"Why will not the king speak kind things to the queen? It will rejoice her to look upon the king."

"Has she not a little sick babe by her side? and are they not very wretched?" said Guatimozin, exposing, without reserve, the miseries preying upon his own bosom, and abandoning himself to a grief that seemed to mock the greatness of his station. "When I look upon them," he said, "I am no longer the king who thinks of Mexico and the people, but a man with a base heart, who cries, 'Why am not I a prisoner and a slave, that my little child may be saved, and his mother protected from the famine that is coming?' The king should not think these things,—he should not look upon his household, but his country."

"Go, notwithstanding," said Juan, touched still further by the distresses of the infidel. "Comfort them with your presence, and let their sufferings admonish you of the only way to end them. It is not too late to submit."

"Is this the way my brother begins the duties of a Mexican?" said Guatimozin. "The gods tell me to die, not yield. I fight for Mexico,—not for the wife and child of Guatimozin."

With these words, and having banished all traces of weakness and repining, he left Juan to slumber, or to weigh, in painful anticipation, the risks and uncertainties of his projected enterprise.


CHAPTER XII.

As Guatimozin had confessed to Juan Lerma, the three suburbs of the causeways were already demolished, and their ruined walls, battered by cannon and blackened by smoke, peered over the lake, along the causeways, in melancholy ruins. The hand of desolation had extended still further; at least, in the quarter that was pierced by the dike of Iztapalapan. Here Cortes commanding in person, and fighting every day at the head of his army, he had infected the whole division with a share of his own energy.
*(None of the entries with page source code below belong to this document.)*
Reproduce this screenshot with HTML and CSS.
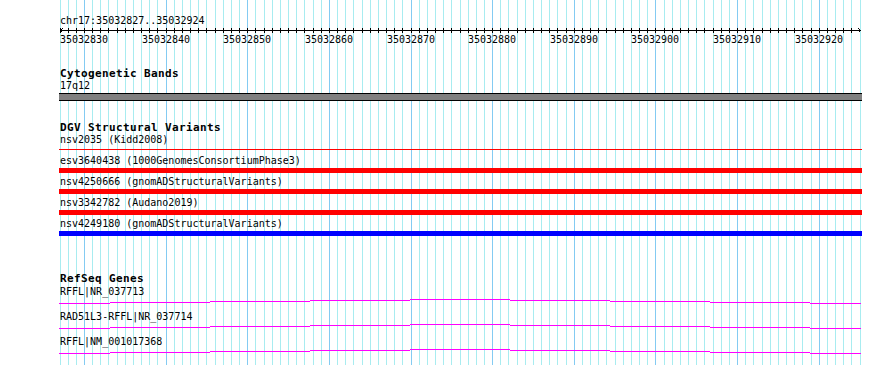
FILE: index.html
```html
<!DOCTYPE html>
<html lang="en">
<head>
<meta charset="utf-8">
<title>chr17:35032827..35032924</title>
<link rel="stylesheet" href="styles.css">
</head>
<body>
<div class="view">
  <svg class="grid" width="890" height="365" aria-hidden="true">
    <path class="grid-minor" d="M60.5 0V365M68.5 0V365M76.5 0V365M92.5 0V365M100.5 0V365M108.5 0V365M117.5 0V365M125.5 0V365M133.5 0V365M141.5 0V365M149.5 0V365M157.5 0V365M174.5 0V365M182.5 0V365M190.5 0V365M198.5 0V365M206.5 0V365M215.5 0V365M223.5 0V365M231.5 0V365M239.5 0V365M255.5 0V365M264.5 0V365M272.5 0V365M280.5 0V365M288.5 0V365M296.5 0V365M304.5 0V365M313.5 0V365M321.5 0V365M337.5 0V365M345.5 0V365M353.5 0V365M362.5 0V365M370.5 0V365M378.5 0V365M386.5 0V365M394.5 0V365M402.5 0V365M419.5 0V365M427.5 0V365M435.5 0V365M443.5 0V365M451.5 0V365M460.5 0V365M468.5 0V365M476.5 0V365M484.5 0V365M500.5 0V365M508.5 0V365M517.5 0V365M525.5 0V365M533.5 0V365M541.5 0V365M549.5 0V365M557.5 0V365M566.5 0V365M582.5 0V365M590.5 0V365M598.5 0V365M606.5 0V365M615.5 0V365M623.5 0V365M631.5 0V365M639.5 0V365M647.5 0V365M664.5 0V365M672.5 0V365M680.5 0V365M688.5 0V365M696.5 0V365M704.5 0V365M713.5 0V365M721.5 0V365M729.5 0V365M745.5 0V365M753.5 0V365M762.5 0V365M770.5 0V365M778.5 0V365M786.5 0V365M794.5 0V365M802.5 0V365M811.5 0V365M827.5 0V365M835.5 0V365M843.5 0V365M851.5 0V365M860.5 0V365"/>
    <path class="grid-major" d="M84.5 0V365M166.5 0V365M247.5 0V365M329.5 0V365M411.5 0V365M492.5 0V365M574.5 0V365M655.5 0V365M737.5 0V365M819.5 0V365"/>
  </svg>

  <div class="tracks">
    <div class="locus">chr17:35032827..35032924</div>
    <svg class="ruler" width="890" height="20" viewBox="0 26 890 20">
      <path class="ruler-line" d="M60 30.5H861M62.5 28.5L60.5 30.5L62.5 32.5M858.5 28.5L860.5 30.5L858.5 32.5"/>
      <path class="ruler-line" d="M60.5 28V33M68.5 28V33M76.5 28V33M84.5 28V33M92.5 28V33M100.5 28V33M108.5 28V33M117.5 28V33M125.5 28V33M133.5 28V33M141.5 28V33M149.5 28V33M157.5 28V33M166.5 28V33M174.5 28V33M182.5 28V33M190.5 28V33M198.5 28V33M206.5 28V33M215.5 28V33M223.5 28V33M231.5 28V33M239.5 28V33M247.5 28V33M255.5 28V33M264.5 28V33M272.5 28V33M280.5 28V33M288.5 28V33M296.5 28V33M304.5 28V33M313.5 28V33M321.5 28V33M329.5 28V33M337.5 28V33M345.5 28V33M353.5 28V33M362.5 28V33M370.5 28V33M378.5 28V33M386.5 28V33M394.5 28V33M402.5 28V33M411.5 28V33M419.5 28V33M427.5 28V33M435.5 28V33M443.5 28V33M451.5 28V33M460.5 28V33M468.5 28V33M476.5 28V33M484.5 28V33M492.5 28V33M500.5 28V33M508.5 28V33M517.5 28V33M525.5 28V33M533.5 28V33M541.5 28V33M549.5 28V33M557.5 28V33M566.5 28V33M574.5 28V33M582.5 28V33M590.5 28V33M598.5 28V33M606.5 28V33M615.5 28V33M623.5 28V33M631.5 28V33M639.5 28V33M647.5 28V33M655.5 28V33M664.5 28V33M672.5 28V33M680.5 28V33M688.5 28V33M696.5 28V33M704.5 28V33M713.5 28V33M721.5 28V33M729.5 28V33M737.5 28V33M745.5 28V33M753.5 28V33M762.5 28V33M770.5 28V33M778.5 28V33M786.5 28V33M794.5 28V33M802.5 28V33M811.5 28V33M819.5 28V33M827.5 28V33M835.5 28V33M843.5 28V33M851.5 28V33"/>
      <g class="ruler-labels">
        <text x="84" y="43">35032830</text>
        <text x="166" y="43">35032840</text>
        <text x="247" y="43">35032850</text>
        <text x="329" y="43">35032860</text>
        <text x="411" y="43">35032870</text>
        <text x="492" y="43">35032880</text>
        <text x="574" y="43">35032890</text>
        <text x="655" y="43">35032900</text>
        <text x="737" y="43">35032910</text>
        <text x="819" y="43">35032920</text>
      </g>
    </svg>

    <section class="track track-cyto">
      <h2 class="track-title">Cytogenetic Bands</h2>
      <div class="feature">
        <div class="feature-label">17q12</div>
        <div class="band-bar"></div>
      </div>
    </section>

    <section class="track track-dgv">
      <h2 class="track-title">DGV Structural Variants</h2>
      <div class="feature feature-thin">
        <div class="feature-label">nsv2035 (Kidd2008)</div>
        <div class="variant-line"></div>
      </div>
      <div class="feature feature-variant">
        <div class="feature-label">esv3640438 (1000GenomesConsortiumPhase3)</div>
        <div class="variant-bar loss"></div>
      </div>
      <div class="feature feature-variant">
        <div class="feature-label">nsv4250666 (gnomADStructuralVariants)</div>
        <div class="variant-bar loss"></div>
      </div>
      <div class="feature feature-variant">
        <div class="feature-label">nsv3342782 (Audano2019)</div>
        <div class="variant-bar loss"></div>
      </div>
      <div class="feature feature-variant">
        <div class="feature-label">nsv4249180 (gnomADStructuralVariants)</div>
        <div class="variant-bar gain"></div>
      </div>
    </section>

    <section class="track track-genes">
      <h2 class="track-title">RefSeq Genes</h2>
      <div class="feature feature-gene">
        <div class="feature-label">RFFL|NR_037713</div>
        <svg class="intron" width="890" height="5" viewBox="0 0 890 5">
          <rect x="59" y="4" width="51" height="1"/><rect x="110" y="3" width="100" height="1"/><rect x="210" y="2" width="100" height="1"/><rect x="310" y="1" width="100" height="1"/><rect x="410" y="0" width="100" height="1"/><rect x="510" y="1" width="100" height="1"/><rect x="610" y="2" width="100" height="1"/><rect x="710" y="3" width="100" height="1"/><rect x="810" y="4" width="51" height="1"/>
        </svg>
      </div>
      <div class="feature feature-gene">
        <div class="feature-label">RAD51L3-RFFL|NR_037714</div>
        <svg class="intron" width="890" height="5" viewBox="0 0 890 5">
          <rect x="59" y="4" width="51" height="1"/><rect x="110" y="3" width="100" height="1"/><rect x="210" y="2" width="100" height="1"/><rect x="310" y="1" width="100" height="1"/><rect x="410" y="0" width="100" height="1"/><rect x="510" y="1" width="100" height="1"/><rect x="610" y="2" width="100" height="1"/><rect x="710" y="3" width="100" height="1"/><rect x="810" y="4" width="51" height="1"/>
        </svg>
      </div>
      <div class="feature feature-gene">
        <div class="feature-label">RFFL|NM_001017368</div>
        <svg class="intron" width="890" height="5" viewBox="0 0 890 5">
          <rect x="59" y="4" width="51" height="1"/><rect x="110" y="3" width="100" height="1"/><rect x="210" y="2" width="100" height="1"/><rect x="310" y="1" width="100" height="1"/><rect x="410" y="0" width="100" height="1"/><rect x="510" y="1" width="100" height="1"/><rect x="610" y="2" width="100" height="1"/><rect x="710" y="3" width="100" height="1"/><rect x="810" y="4" width="51" height="1"/>
        </svg>
      </div>
    </section>
  </div>
</div>
</body>
</html>
```

FILE: styles.css
```css
html, body {
  margin: 0;
  padding: 0;
  background: #ffffff;
}

.view {
  position: relative;
  width: 890px;
  height: 365px;
  overflow: hidden;
  background: #ffffff;
  color: #000000;
}

.grid {
  position: absolute;
  left: 0;
  top: 0;
  z-index: 0;
  shape-rendering: crispEdges;
}

.grid-minor {
  fill: none;
  stroke: #a8ecf0;
  stroke-width: 1;
}

.grid-major {
  fill: none;
  stroke: #84cbf2;
  stroke-width: 1;
}

.tracks {
  position: relative;
  z-index: 1;
  padding-top: 16px;
}

.locus,
.feature-label {
  margin-left: 60px;
  height: 10px;
  font-family: "DejaVu Sans Mono", monospace;
  font-size: 10px;
  line-height: 10px;
  white-space: pre;
}

.ruler {
  display: block;
  shape-rendering: crispEdges;
}

.ruler-line {
  fill: none;
  stroke: #000000;
  stroke-width: 1;
}

.ruler-labels text {
  font-family: "DejaVu Sans Mono", monospace;
  font-size: 10px;
  text-anchor: middle;
  fill: #000000;
}

.track-title {
  margin: 0 0 0 60px;
  height: 12px;
  font-family: "DejaVu Sans Mono", monospace;
  font-weight: bold;
  font-size: 11px;
  line-height: 12px;
  letter-spacing: 0.38px;
  white-space: pre;
}

.track-cyto {
  margin-top: 22px;
}

.track-dgv {
  margin-top: 21px;
}

.track-genes {
  margin-top: 37px;
}

.feature {
  display: flex;
  flex-direction: column;
}

.track-cyto .feature {
  margin-top: 1px;
  gap: 2px;
}

.band-bar {
  margin-left: 59px;
  width: 803px;
  height: 6px;
  background: #808080;
  border-top: 1px solid #000000;
  border-bottom: 1px solid #000000;
}

.feature-thin {
  margin-top: 1px;
  gap: 4px;
}

.variant-line {
  margin-left: 59px;
  width: 803px;
  height: 1px;
  background: #ff0000;
}

.feature-variant {
  gap: 2px;
  margin-top: 4px;
}

.feature-thin + .feature-variant {
  margin-top: 6px;
}

.variant-bar {
  margin-left: 59px;
  width: 803px;
  height: 5px;
}

.variant-bar.loss {
  background: #ff0000;
}

.variant-bar.gain {
  background: #0000ff;
}

.feature-gene {
  gap: 2px;
  margin-top: 8px;
}

.track-title + .feature-gene {
  margin-top: 2px;
}

.intron {
  display: block;
  shape-rendering: crispEdges;
}

.intron rect {
  fill: #ff00ff;
}
```
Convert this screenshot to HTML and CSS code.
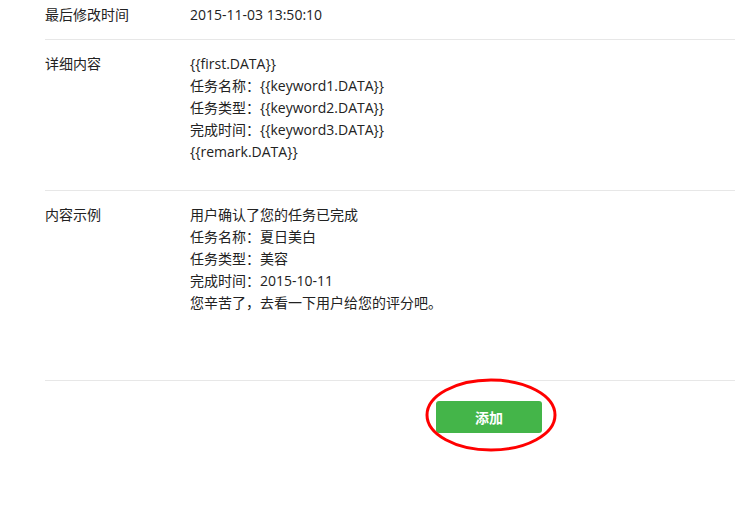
FILE: index.html
```html
<!DOCTYPE html>
<html lang="zh-CN">
<head>
  <meta charset="UTF-8">
  <title>模板详情</title>
  <link rel="stylesheet" href="styles.css">
</head>
<body>
  <div class="detail">
    <div class="row row-first">
      <div class="label">最后修改时间</div>
      <div class="value">2015-11-03 13:50:10</div>
    </div>
    <div class="row row-content">
      <div class="label">详细内容</div>
      <div class="value">
        {{first.DATA}}<br>
        任务名称：{{keyword1.DATA}}<br>
        任务类型：{{keyword2.DATA}}<br>
        完成时间：{{keyword3.DATA}}<br>
        {{remark.DATA}}
      </div>
    </div>
    <div class="row row-example">
      <div class="label">内容示例</div>
      <div class="value">
        用户确认了您的任务已完成<br>
        任务名称：夏日美白<br>
        任务类型：美容<br>
        完成时间：2015-10-11<br>
        您辛苦了，去看一下用户给您的评分吧。
      </div>
    </div>
  </div>

  <div class="actions">
    <span class="btn-wrap">
      <button class="add-button">添加</button>
      <svg class="circle-mark" width="134" height="76" viewBox="0 0 134 76">
        <ellipse cx="67" cy="38" rx="64" ry="35" fill="none" stroke="#f00" stroke-width="3"/>
      </svg>
    </span>
  </div>
</body>
</html>
```

FILE: styles.css
```css
body {
  margin: 0;
  min-height: 507px;
  background: #fff;
  color: #222;
  font-family: "Open Sans", "Noto Sans CJK SC", sans-serif;
  font-size: 14px;
  line-height: 22px;
}
.detail {
  margin-left: 45px;
}
.row {
  display: flex;
  border-bottom: 1px solid #e7e7e7;
}
.label {
  width: 145px;
  flex-shrink: 0;
}
.row-first {
  padding: 4px 0 13px;
}
.row-content {
  padding: 13px 0 27px;
}
.row-example {
  padding: 13px 0 66px;
}
.actions {
  padding: 20px 0 80px 436px;
}
.btn-wrap {
  position: relative;
  display: inline-block;
}
.add-button {
  display: block;
  width: 106px;
  height: 32px;
  background-color: #44b549;
  color: #fff;
  border: none;
  border-radius: 3px;
  font-family: inherit;
  font-size: 14px;
  font-weight: bold;
  cursor: pointer;
}
.circle-mark {
  position: absolute;
  left: -12px;
  top: -24px;
  pointer-events: none;
}
```
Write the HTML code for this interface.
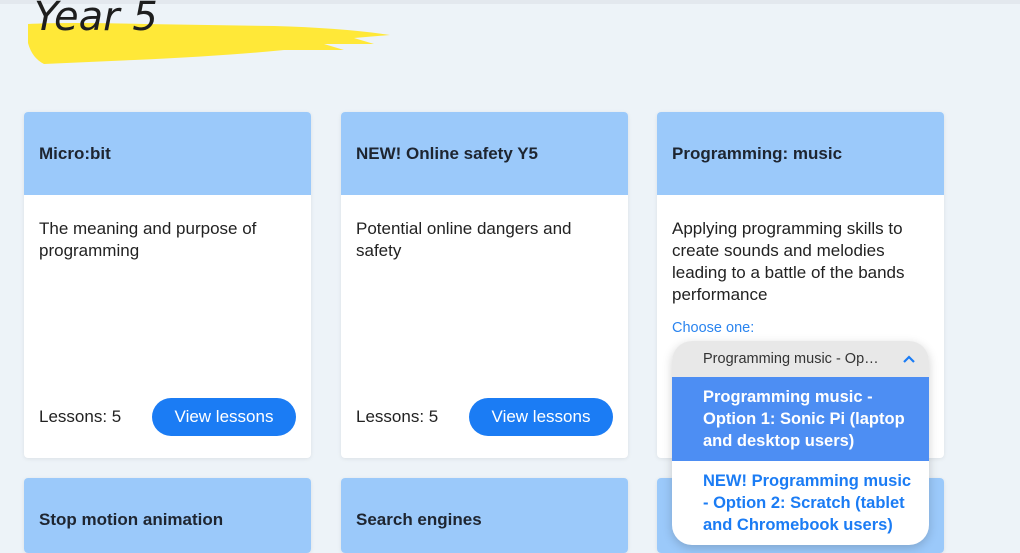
<!DOCTYPE html>
<html><head><meta charset="utf-8"><style>
*{box-sizing:border-box;margin:0;padding:0}
html,body{width:1020px;height:553px;overflow:hidden}
body{background:#edf3f8;font-family:"Liberation Sans",sans-serif;color:#222;position:relative}
.top{position:absolute;left:0;top:0;width:1020px;height:4px;background:#e3e8ee}
.title{position:absolute;left:34px;top:-6px;font-family:"Comic Sans MS","DejaVu Sans",cursive;font-size:40px;font-style:italic;color:#1e1e1e;letter-spacing:0;z-index:2}
.card{position:absolute;width:287px;height:346px;background:#fff;border-radius:4px;box-shadow:0 1px 4px rgba(0,0,0,.08);overflow:hidden}
.card .h{height:83px;background:#9bc9fa;padding:0 15px;display:flex;align-items:center;font-weight:bold;font-size:17px;color:#1e2530}
.card .b{padding:23px 0 0 15px;width:262px;font-size:17px;line-height:22px;color:#222}
.foot{position:absolute;left:15px;right:15px;top:286px;height:38px;display:flex;align-items:center;justify-content:space-between;font-size:17px}
.btn{background:#1b7cf4;color:#fff;border-radius:19px;width:144px;height:38px;display:flex;align-items:center;justify-content:center;font-size:17px}
.choose{color:#2a84ef;font-size:14.5px;margin-top:11px}
.dd{position:absolute;left:672px;top:341px;width:257px;height:204px;border-radius:20px;background:#fff;box-shadow:0 3px 10px rgba(0,0,0,.18);overflow:hidden;z-index:5}
.dd .sel{height:36px;background:#e8e8e8;font-size:14.5px;color:#333;padding-left:31px;display:flex;align-items:center;position:relative}
.dd .sel svg{position:absolute;right:14px;top:14px}
.opt{height:84px;padding:9px 10px 0 31px;font-weight:bold;font-size:16.5px;line-height:22px}
.o1{background:#4d8ef3;color:#fff}.o2{color:#1b7cf4}
</style></head><body>
<div class="top"></div>
<svg style="position:absolute;left:24px;top:18px" width="370" height="50" viewBox="0 0 370 50"><path d="M4 6 Q40 4 120 6 L250 8 Q320 10 366 17 L330 20 L350 26 L300 26 L320 32 L260 32 Q200 38 110 42 L20 46 Q8 40 4 25 Z" fill="#ffe838"/></svg>
<div class="title">Year 5</div>

<div class="card" style="left:24px;top:112px"><div class="h">Micro:bit</div><div class="b">The meaning and purpose of programming</div><div class="foot"><span>Lessons: 5</span><span class="btn">View lessons</span></div></div>
<div class="card" style="left:341px;top:112px"><div class="h">NEW! Online safety Y5</div><div class="b">Potential online dangers and safety</div><div class="foot"><span>Lessons: 5</span><span class="btn">View lessons</span></div></div>
<div class="card" style="left:657px;top:112px"><div class="h">Programming: music</div><div class="b">Applying programming skills to create sounds and melodies leading to a battle of the bands performance<div class="choose">Choose one:</div></div></div>

<div class="card" style="left:24px;top:478px;height:75px"><div class="h">Stop motion animation</div></div>
<div class="card" style="left:341px;top:478px;height:75px"><div class="h">Search engines</div></div>
<div class="card" style="left:657px;top:478px;height:75px"><div class="h"></div></div>

<div class="dd"><div class="sel">Programming music - Op…<svg width="12" height="8" viewBox="0 0 12 8"><path d="M1 7 L6 2 L11 7" stroke="#1b7cf4" stroke-width="2.2" fill="none"/></svg></div>
<div class="opt o1">Programming music - Option 1: Sonic Pi (laptop and desktop users)</div>
<div class="opt o2">NEW! Programming music - Option 2: Scratch (tablet and Chromebook users)</div></div>
</body></html>
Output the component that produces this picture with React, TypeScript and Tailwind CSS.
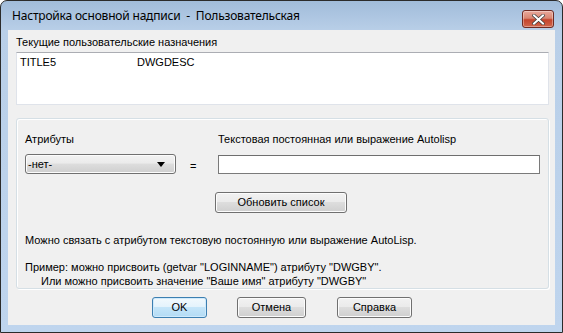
import React from 'react';

const font = { fontFamily: '"Liberation Sans", Arial, sans-serif' };

const Button: React.FC<{ label: string; w: string; primary?: boolean }> = ({ label, w, primary }) => (
    <div
        className={`${w} h-[21px] rounded-[3px] border flex items-center justify-center text-[11px] text-black ${
            primary
                ? 'border-[#3c7fb1] bg-[linear-gradient(#f2f9fd_0%,#e4f3fc_45%,#c4e5f9_50%,#b3dbf4_100%)] shadow-[inset_0_0_0_1px_#cfeafc]'
                : 'border-[#707070] bg-[linear-gradient(#f2f2f2_0%,#ebebeb_45%,#dddddd_50%,#cfcfcf_100%)] shadow-[inset_0_0_0_1px_#fcfcfc]'
        }`}
    >
        {label}
    </div>
);

export default function App() {
    return (
        <div
            className="w-[563px] h-[333px] flex flex-col rounded-t-[7px] border border-[#2b2b2b] bg-[linear-gradient(#a1bcda_0px,#b9cfe8_30px,#bfd5ee_100%)] overflow-hidden"
            style={font}
        >
            {/* Title bar */}
            <div className="h-[29px] shrink-0 flex items-start justify-between pl-[11px] pr-[8px]">
                <span
                    className="mt-[6px] text-[12px] tracking-[-0.2px] text-black whitespace-pre"
                    style={{ fontFamily: '"Noto Sans", "Open Sans", sans-serif' }}
                >
                    Настройка основной надписи  -  Пользовательская
                </span>
                <div className="mt-[9px] w-[32px] h-[18px] rounded-[3px] border border-[#6f2a22] bg-[linear-gradient(#e9a99c_0%,#d98672_45%,#c4442c_55%,#d0664c_100%)] flex items-center justify-center shadow-[inset_0_0_0_1px_rgba(255,255,255,0.35)]">
                    <svg width="13" height="11" viewBox="0 0 13 11">
                        <path d="M2 1.5 L11 9.5 M11 1.5 L2 9.5" stroke="#3a3a3a" strokeWidth="3.4" strokeLinecap="square" />
                        <path d="M2 1.5 L11 9.5 M11 1.5 L2 9.5" stroke="#ffffff" strokeWidth="2" strokeLinecap="square" />
                    </svg>
                </div>
            </div>

            {/* Client area */}
            <div className="mx-[7px] h-[295px] shrink-0 bg-[#f0f0f0] flex flex-col px-[8px] pt-[5px] text-[11px] text-black">
                <div className="h-[14px] leading-[14px]">Текущие пользовательские назначения</div>
                <div className="mt-[3px] h-[53px] w-[533px] bg-white border border-[#dfe3ea] border-t-[#abadb3] px-[3px] pt-[2px]">
                    <div className="flex leading-[14px]">
                        <span className="w-[117px]">TITLE5</span>
                        <span>DWGDESC</span>
                    </div>
                </div>

                {/* Group box */}
                <div className="mt-[13px] h-[171px] w-[533px] rounded-[3px] border border-[#d5dfe5] shadow-[inset_1px_1px_0_#ffffff,1px_1px_0_#ffffff] px-[8px] pt-[13px]">
                    <div className="flex">
                        <div className="w-[194px] flex flex-col">
                            <div className="h-[14px] leading-[14px]">Атрибуты</div>
                            <div className="mt-[8px] flex items-center">
                                <div className="w-[151px] h-[20px] rounded-[3px] border border-[#707070] bg-[linear-gradient(#f2f2f2_0%,#ebebeb_45%,#dddddd_50%,#cfcfcf_100%)] shadow-[inset_0_0_0_1px_#fcfcfc] flex items-center justify-between pl-[2px] pr-[10px]">
                                    <span>-нет-</span>
                                    <svg width="8" height="5" viewBox="0 0 8 5">
                                        <path d="M0 0 H8 L4 5 Z" fill="#000" />
                                    </svg>
                                </div>
                                <span className="ml-[14px] mt-[4px]">=</span>
                            </div>
                        </div>
                        <div className="flex flex-col">
                            <div className="h-[14px] leading-[14px]">Текстовая постоянная или выражение Autolisp</div>
                            <div className="mt-[9px] w-[322px] h-[19px] bg-white border border-[#7a7a7a] border-t-[#6e6e6e]" />
                            <div className="mt-[18px] -ml-[3px]">
                                <Button label="Обновить список" w="w-[132px]" />
                            </div>
                        </div>
                    </div>
                    <div className="mt-[20px] leading-[14px]">Можно связать с атрибутом текстовую постоянную или выражение AutoLisp.</div>
                    <div className="mt-[13px] leading-[14px]">Пример: можно присвоить (getvar "LOGINNAME") атрибуту "DWGBY".</div>
                    <div className="leading-[14px] pl-[16px]">Или можно присвоить значение "Ваше имя" атрибуту "DWGBY"</div>
                </div>

                {/* Bottom buttons */}
                <div className="mt-[8px] flex pl-[136px]">
                    <Button label="OK" w="w-[55px]" primary />
                    <div className="ml-[30px]">
                        <Button label="Отмена" w="w-[69px]" />
                    </div>
                    <div className="ml-[31px]">
                        <Button label="Справка" w="w-[75px]" />
                    </div>
                </div>
            </div>
        </div>
    );
}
While Alvarado and Sandoval were contending for a foothold on the very borders of the city, he had already penetrated it to the distance of half a mile, destroying many houses, though without being able to effect a secure and permanent lodgment upon any portion of the island.

It must not be supposed, that, having reached the island, the Spaniards could exchange the narrow and ditched causeways for firm and spacious streets. On the contrary, the causeways, so to speak, were continued up to within half a mile of the principal square which was in the very centre of the city, and contained the great pyramid, as well as the chief temples of Mexico. On either side was a canal both broad and deep, dividing the road from the houses; and others, running from intersecting streets, perforated the causeways with chasms, the number of which the Mexicans had long since greatly increased. The island, which was circular, did not exceed three miles in diameter, of which the central third only was dry and solid. Hence the advanced posts of the three divisions were at no considerable distance from each other; and if the call of Cortes in the morning was not absolutely heard and answered by his two lieutenants, the bugles of each could be easily distinguished, cheering one another as they advanced to the daily assault.

The labour of Cortes in destroying the suburb in his quarter, was less than that of the others; for here, the lake being deeper, the houses extended but a short distance from the island. His advanced post was almost within the limits of the suburb, and separated from the island by only one ditch, which he had twice or thrice taken and filled up, but was as often obliged to yield again to the foe, subduing his impatience, until his lieutenants had advanced equally far in their quarters.